At any rate, the writing is, as ever with T. Kingfisher (Ursula Vernon), witty and charming, and includes a strong cast of animal characters:

The raven fluffed its beard. “I am the Sound of Mouse Bones Crunching Under the Hooves of God.”
Gerta blinked a few times. “That’s…quite a name.”
“I made it myself,” said the raven preening. “I stole the very shiniest words and hoarded them up until they made something worth having.”

(Which tells you about the Raven part of the title; the Reindeer comes in much later, and from an unexpected direction.)

Gerta goes on quite a journey. As usual, the first steps are faltering, and she carries a lot of guilt for having managed to lose seven months of her life (I imagine we might all do well to lose so little), but even lost, it helps her, and powers much of the rest of the story (in a somewhat more literal way than it may sound).
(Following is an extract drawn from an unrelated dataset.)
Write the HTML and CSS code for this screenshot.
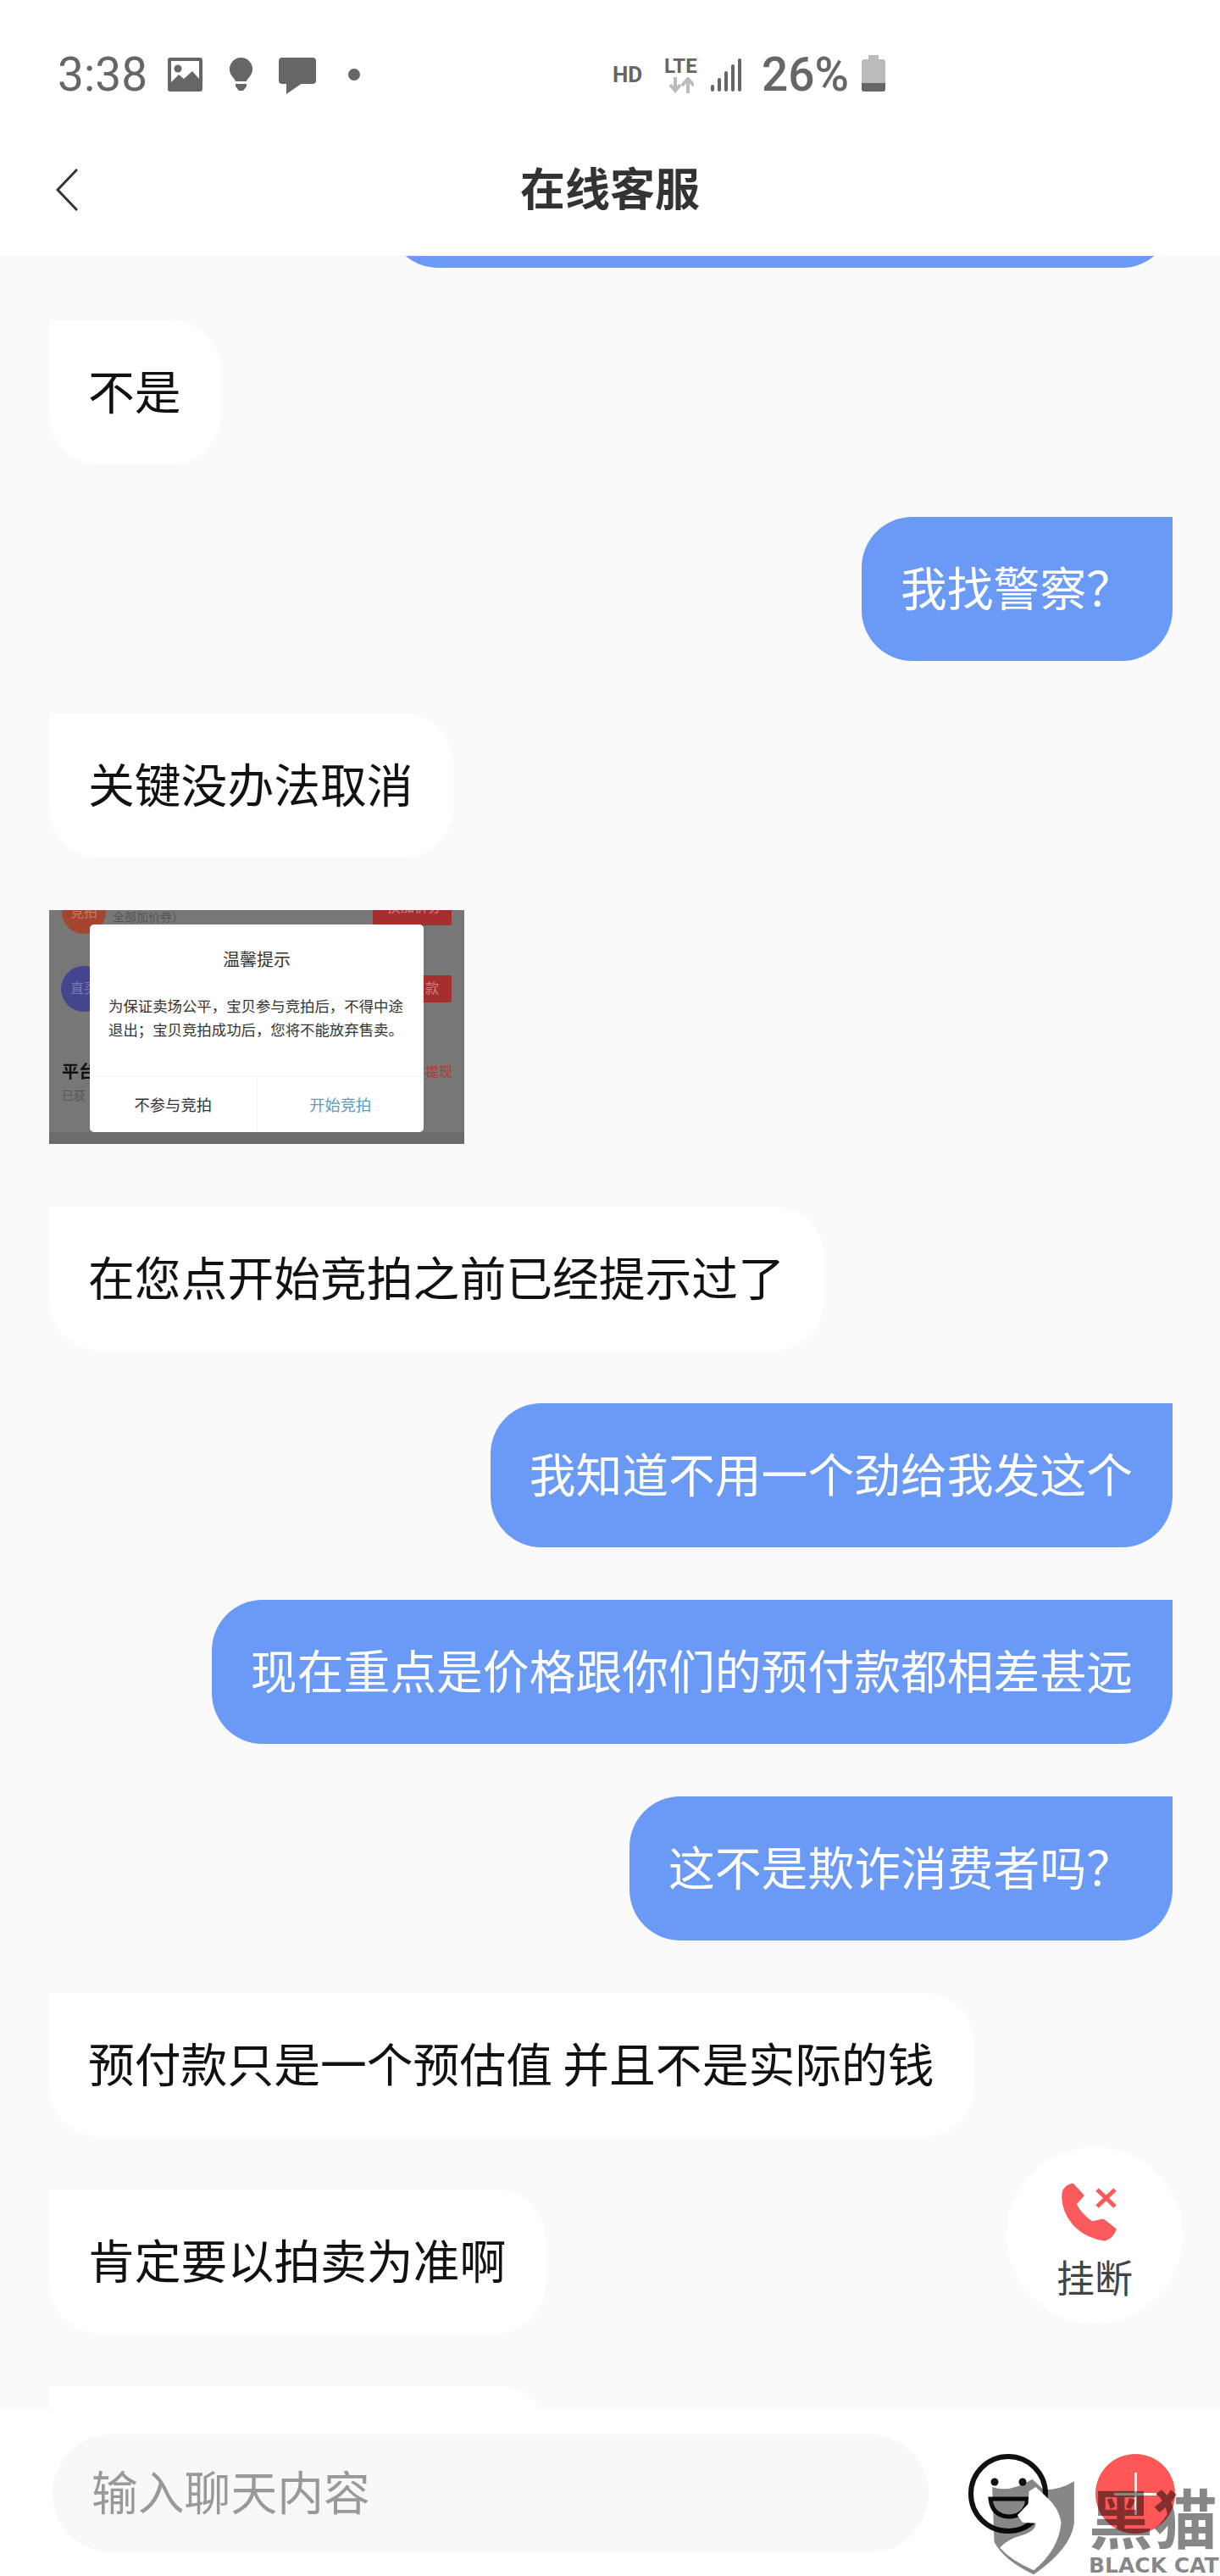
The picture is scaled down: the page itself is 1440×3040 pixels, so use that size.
FILE: index.html
```html
<!DOCTYPE html>
<html lang="zh-CN">
<head>
    <meta charset="UTF-8">
    <meta name="viewport" content="width=device-width, initial-scale=1.0">
    <title>在线客服</title>
    <link rel="stylesheet" href="styles.css">
</head>
<body>
    <div class="screen">
        <header class="top">
            <div class="status-bar">
                <div class="status-left">
                    <span class="clock">3:38</span>
                    <svg class="ic-image" viewBox="0 0 41 40">
                        <rect width="41" height="40" rx="3" fill="#666"/>
                        <rect x="4" y="4" width="33" height="32" fill="#fff"/>
                        <circle cx="12" cy="13" r="4.5" fill="#666"/>
                        <path d="M4 29 L13 20 L19 25 L29 16 L37 25 V36 H4 Z" fill="#666"/>
                    </svg>
                    <svg class="ic-bulb" viewBox="0 0 27 40">
                        <path d="M13.5 0 A13.5 13.5 0 0 1 27 14 C27 21 21 24 20 28 H7 C6 24 0 21 0 14 A13.5 13.5 0 0 1 13.5 0 Z" fill="#666"/>
                        <path d="M7 31 H20 V34 L16 39 H11 L7 34 Z" fill="#666"/>
                    </svg>
                    <svg class="ic-chat" viewBox="0 0 44 43">
                        <rect width="44" height="31" rx="4" fill="#666"/>
                        <path d="M9 30 H28 L9 43 Z" fill="#666"/>
                    </svg>
                    <span class="status-dot"></span>
                </div>
                <div class="status-right">
                    <span class="hd">HD</span>
                    <div class="lte">
                        <span class="lte-label">LTE</span>
                        <svg class="lte-arrows" viewBox="0 0 30 19">
                            <path d="M8 0 V13 M2 9 L8 16 L14 9" fill="none" stroke="#bbb" stroke-width="4"/>
                            <path d="M23 19 V5 M16 10 L23 2 L30 10" fill="none" stroke="#bbb" stroke-width="4"/>
                        </svg>
                    </div>
                    <div class="signal">
                        <span class="bar bar-1"></span>
                        <span class="bar bar-2"></span>
                        <span class="bar bar-3"></span>
                        <span class="bar bar-4"></span>
                        <span class="bar bar-5"></span>
                    </div>
                    <span class="percent">26%</span>
                    <div class="battery">
                        <span class="battery-nub"></span>
                        <div class="battery-body"><span class="battery-fill"></span></div>
                    </div>
                </div>
            </div>
            <nav class="nav">
                <svg class="back" viewBox="0 0 26 50">
                    <path d="M25 1 L2 25 L25 49" fill="none" stroke="#333" stroke-width="3"/>
                </svg>
                <h1 class="title">在线客服</h1>
            </nav>
        </header>

        <main class="chat">
            <div class="bubble mine cut"></div>
            <div class="bubble theirs">不是</div>
            <div class="bubble mine">我找警察&#65311;</div>
            <div class="bubble theirs">关键没办法取消</div>
            <div class="shot">
                <svg class="shot-back" viewBox="0 0 490 276">
                    <rect width="490" height="276" fill="#777"/>
                    <circle cx="41" cy="2" r="26" fill="#a5452f"/>
                    <text class="shot-on-circle" x="25" y="8">竞拍</text>
                    <text class="shot-soft" x="75" y="13">全部加价券&#65289;</text>
                    <rect x="382" y="-20" width="93" height="38" rx="3" fill="#a52f2f"/>
                    <text class="shot-on-btn" x="399" y="2">换加价券</text>
                    <circle cx="41" cy="93" r="27" fill="#45458f"/>
                    <text class="shot-on-blue" x="25" y="98">直买</text>
                    <rect x="382" y="77" width="93" height="32" rx="3" fill="#a52f2f"/>
                    <text class="shot-on-btn" x="444" y="98">款</text>
                    <text class="shot-strong" x="15" y="198">平台</text>
                    <text class="shot-soft" x="15" y="224">已获</text>
                    <text class="shot-link" x="444" y="197">提现</text>
                    <rect x="0" y="262" width="490" height="14" fill="#6c6c6c"/>
                </svg>
                <div class="dialog">
                    <div class="dialog-title">温馨提示</div>
                    <p class="dialog-text">为保证卖场公平&#65292;宝贝参与竞拍后&#65292;不得中途退出&#65307;宝贝竞拍成功后&#65292;您将不能放弃售卖。</p>
                    <div class="dialog-actions">
                        <span class="dialog-btn">不参与竞拍</span>
                        <span class="dialog-btn primary">开始竞拍</span>
                    </div>
                </div>
            </div>
            <div class="bubble theirs">在您点开始竞拍之前已经提示过了</div>
            <div class="bubble mine">我知道不用一个劲给我发这个</div>
            <div class="bubble mine">现在重点是价格跟你们的预付款都相差甚远</div>
            <div class="bubble mine">这不是欺诈消费者吗&#65311;</div>
            <div class="bubble theirs">预付款只是一个预估值 并且不是实际的钱</div>
            <div class="bubble theirs">肯定要以拍卖为准啊</div>
            <div class="bubble theirs last"></div>
        </main>

        <footer class="composer">
            <div class="input">输入聊天内容</div>
            <svg class="emoji" viewBox="0 0 94 94">
                <circle cx="47" cy="47" r="44" fill="none" stroke="#111" stroke-width="6"/>
                <circle cx="31" cy="33" r="4.5" fill="#111"/>
                <circle cx="64" cy="33" r="4.5" fill="#111"/>
                <path d="M26 53 H70 Q68 73 48 74 Q28 73 26 53 Z" fill="#fff" stroke="#111" stroke-width="5"/>
            </svg>
            <div class="plus"></div>
        </footer>

        <button class="hangup">
            <svg class="hangup-icon" viewBox="0 0 80 80">
                <path d="M16 3 L28 16 L19 26 Q26 40 39 48 L52 45 L66 56 Q63 65 54 68 Q31 65 17 49 Q3 32 5 13 Q7 5 16 3 Z" fill="#fb5a5c" stroke="#fb5a5c" stroke-width="3" stroke-linejoin="round"/>
                <path d="M45 9 L66 29 M66 9 L45 29" fill="none" stroke="#fb5a5c" stroke-width="5"/>
            </svg>
            <span>挂断</span>
        </button>

        <div class="watermark">
            <svg class="wm-shield" viewBox="108 120 290 342">
                <path d="M108 150 Q170 172 250 122 L290 160 Q350 160 398 130 L398 280 Q385 370 255 460 Q150 410 115 345 Z" fill="rgba(0,0,0,0.47)"/>
                <path d="M238 165 L262 150 L300 185 Q345 225 352 275 Q345 370 255 445 Q175 410 135 365 Q160 335 215 320 Q262 305 262 278 L215 275 L197 250 L235 210 Z" fill="#fff"/>
            </svg>
            <div class="wm-text">
                <div class="wm-cn">黑猫</div>
                <div class="wm-en">BLACK CAT</div>
            </div>
        </div>
    </div>
</body>
</html>
```

FILE: styles.css
```css
body {
    margin: 0;
    font-family: 'Noto Sans CJK SC', 'Noto Sans', sans-serif;
    background: #fff;
}

.screen {
    position: relative;
    width: 1440px;
    height: 3040px;
    display: flex;
    flex-direction: column;
    overflow: hidden;
    background: #fafafa;
}

/* top */
.top {
    height: 302px;
    flex-shrink: 0;
    background: #fff;
    position: relative;
    z-index: 1;
}

.status-bar {
    height: 176px;
    display: flex;
    align-items: center;
    padding: 0 395px 0 68px;
    color: #666;
    font-family: 'Roboto', sans-serif;
}

.status-left {
    display: flex;
    align-items: center;
}

.clock {
    font-size: 55px;
    line-height: 60px;
    width: 130px;
}

.ic-image {
    width: 41px;
    height: 40px;
    margin-right: 32px;
}

.ic-bulb {
    width: 27px;
    height: 40px;
    margin-right: 31px;
}

.ic-chat {
    width: 44px;
    height: 43px;
    margin-right: 38px;
    margin-top: 3px;
}

.status-dot {
    width: 14px;
    height: 14px;
    border-radius: 50%;
    background: #666;
}

.status-right {
    margin-left: auto;
    display: flex;
    align-items: center;
}

.hd {
    font-size: 26px;
    font-weight: 700;
    width: 61px;
}

.lte {
    width: 55px;
    display: flex;
    flex-direction: column;
    height: 44px;
}

.lte-label {
    font-size: 24px;
    font-weight: 700;
    line-height: 24px;
}

.lte-arrows {
    width: 30px;
    height: 19px;
    margin: 1px 0 0 5px;
}

.signal {
    display: flex;
    align-items: flex-end;
    gap: 4px;
    height: 39px;
    margin-right: 24px;
    margin-top: 1px;
}

.bar {
    width: 4px;
    background: #666;
    border-radius: 2px;
}

.bar-1 { height: 8px; }
.bar-2 { height: 16px; }
.bar-3 { height: 24px; }
.bar-4 { height: 32px; }
.bar-5 { height: 39px; }

.percent {
    font-size: 55px;
    font-weight: 500;
    line-height: 60px;
    width: 118px;
}

.battery {
    width: 28px;
    height: 43px;
    display: flex;
    flex-direction: column;
    align-items: center;
    margin-top: -3px;
}

.battery-nub {
    width: 12px;
    height: 5px;
    background: #bbb;
}

.battery-body {
    width: 28px;
    height: 38px;
    border-radius: 3px;
    background: #bbb;
    display: flex;
    align-items: flex-end;
    overflow: hidden;
}

.battery-fill {
    width: 100%;
    height: 10px;
    background: #666;
}

.nav {
    display: grid;
    grid-template-columns: 1fr auto 1fr;
    align-items: center;
    height: 96px;
    padding: 0 66px;
}

.back {
    width: 26px;
    height: 50px;
}

.title {
    margin: 0 0 8px;
    font-size: 53px;
    font-weight: 700;
    line-height: 60px;
    color: #333;
}

/* chat list */
.chat {
    flex: 1;
    min-height: 0;
    overflow: hidden;
    display: flex;
    flex-direction: column;
    align-items: flex-start;
    gap: 62px;
    padding: 0 56px 0 58px;
}

.bubble {
    box-sizing: border-box;
    height: 170px;
    padding: 43px 47px 0 46px;
    font-size: 54.8px;
    line-height: 76px;
    white-space: nowrap;
    flex-shrink: 0;
}

.bubble.theirs {
    background: #fff;
    color: #111;
    border-radius: 0 60px 60px 60px;
}

.bubble.mine {
    align-self: flex-end;
    background: #6a9af5;
    color: #fff;
    border-radius: 60px 0 60px 60px;
}

.bubble.cut {
    width: 927px;
    height: 171px;
    margin-top: -157px;
}

.bubble.last {
    width: 590px;
}

/* screenshot sent in the chat */
.shot {
    position: relative;
    width: 490px;
    height: 276px;
    margin-bottom: 12px;
    flex-shrink: 0;
    overflow: hidden;
}

.shot-back {
    display: block;
    width: 490px;
    height: 276px;
}

.shot-strong {
    font-size: 20px;
    font-weight: 700;
    fill: #111;
}

.shot-soft {
    font-size: 14px;
    fill: #555;
}

.shot-link {
    font-size: 16px;
    fill: #b33;
}

.shot-on-circle {
    font-size: 16px;
    fill: #c77a60;
}

.shot-on-btn {
    font-size: 16px;
    fill: #cf8080;
}

.shot-on-blue {
    font-size: 16px;
    fill: #7a7ab5;
}

.dialog {
    position: absolute;
    left: 48px;
    top: 17px;
    width: 394px;
    height: 245px;
    background: #fff;
    border-radius: 5px;
    display: flex;
    flex-direction: column;
    color: #333;
}

.dialog-title {
    font-size: 20px;
    line-height: 28px;
    text-align: center;
    padding-top: 27px;
}

.dialog-text {
    margin: 0;
    flex: 1;
    padding: 27px 20px 0 22px;
    font-size: 17.4px;
    line-height: 28px;
}

.dialog-actions {
    display: flex;
    height: 65px;
    border-top: 1px solid #f4f4f4;
}

.dialog-btn {
    flex: 1;
    font-size: 18.3px;
    line-height: 65px;
    text-align: center;
}

.dialog-btn.primary {
    color: #5b9dbb;
    border-left: 1px solid #f4f4f4;
}

/* bottom */
.composer {
    height: 197px;
    flex-shrink: 0;
    box-sizing: border-box;
    background: #fff;
    display: flex;
    align-items: center;
    padding: 2px 0 0 62px;
    position: relative;
}

.input {
    box-sizing: border-box;
    width: 1034px;
    height: 139px;
    border-radius: 70px;
    background: #f8f8f8;
    color: #999;
    font-size: 54.8px;
    line-height: 131px;
    padding-left: 46px;
}

.emoji {
    width: 94px;
    height: 94px;
    margin: 0 56px 0 47px;
}

.plus {
    position: relative;
    width: 94px;
    height: 94px;
    border-radius: 50%;
    background: #fd5757;
}

.plus::before,
.plus::after {
    content: "";
    position: absolute;
    background: #fff;
}

.plus::before {
    left: 46px;
    top: 22px;
    width: 3px;
    height: 50px;
}

.plus::after {
    left: 22px;
    top: 46px;
    width: 50px;
    height: 3px;
}

.hangup {
    position: absolute;
    left: 1188px;
    top: 2534px;
    width: 208px;
    height: 208px;
    padding: 0;
    border: none;
    border-radius: 50%;
    background: #fff;
    display: flex;
    flex-direction: column;
    align-items: center;
    font-family: inherit;
    font-size: 45px;
    line-height: 54px;
    color: #444;
}

.hangup-icon {
    width: 80px;
    height: 80px;
    margin-top: 41px;
    margin-right: 4px;
}

.hangup span {
    margin-top: 5px;
}

/* site watermark laid over the corner */
.watermark {
    position: absolute;
    left: 1171px;
    top: 2925px;
    display: flex;
    gap: 17px;
}

.wm-shield {
    width: 97px;
    height: 114px;
}

.wm-text {
    color: rgba(0, 0, 0, 0.47);
    width: 155px;
}

.wm-cn {
    margin-top: 8px;
    font-size: 76px;
    font-weight: 700;
    line-height: 72px;
    height: 72px;
    white-space: nowrap;
}

.wm-en {
    margin-top: 11px;
    font-family: 'DejaVu Sans', sans-serif;
    font-size: 25px;
    font-weight: 700;
    line-height: 24px;
    white-space: nowrap;
}
```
And like all well-done stories, this is because that beginning misadventure fits in with everything else, and there’d be quite a hole left without it.

All the way through, there’s actually a fair amount of self-growth and introspection, and it should certainly be on YA reading lists for that and a number of other topics that slide in at the edges. The end is satisfying, and says just what it needs to say… though I still wish it had carried through to Gerta talking to her grandmother, just because she’s such a wonderful character.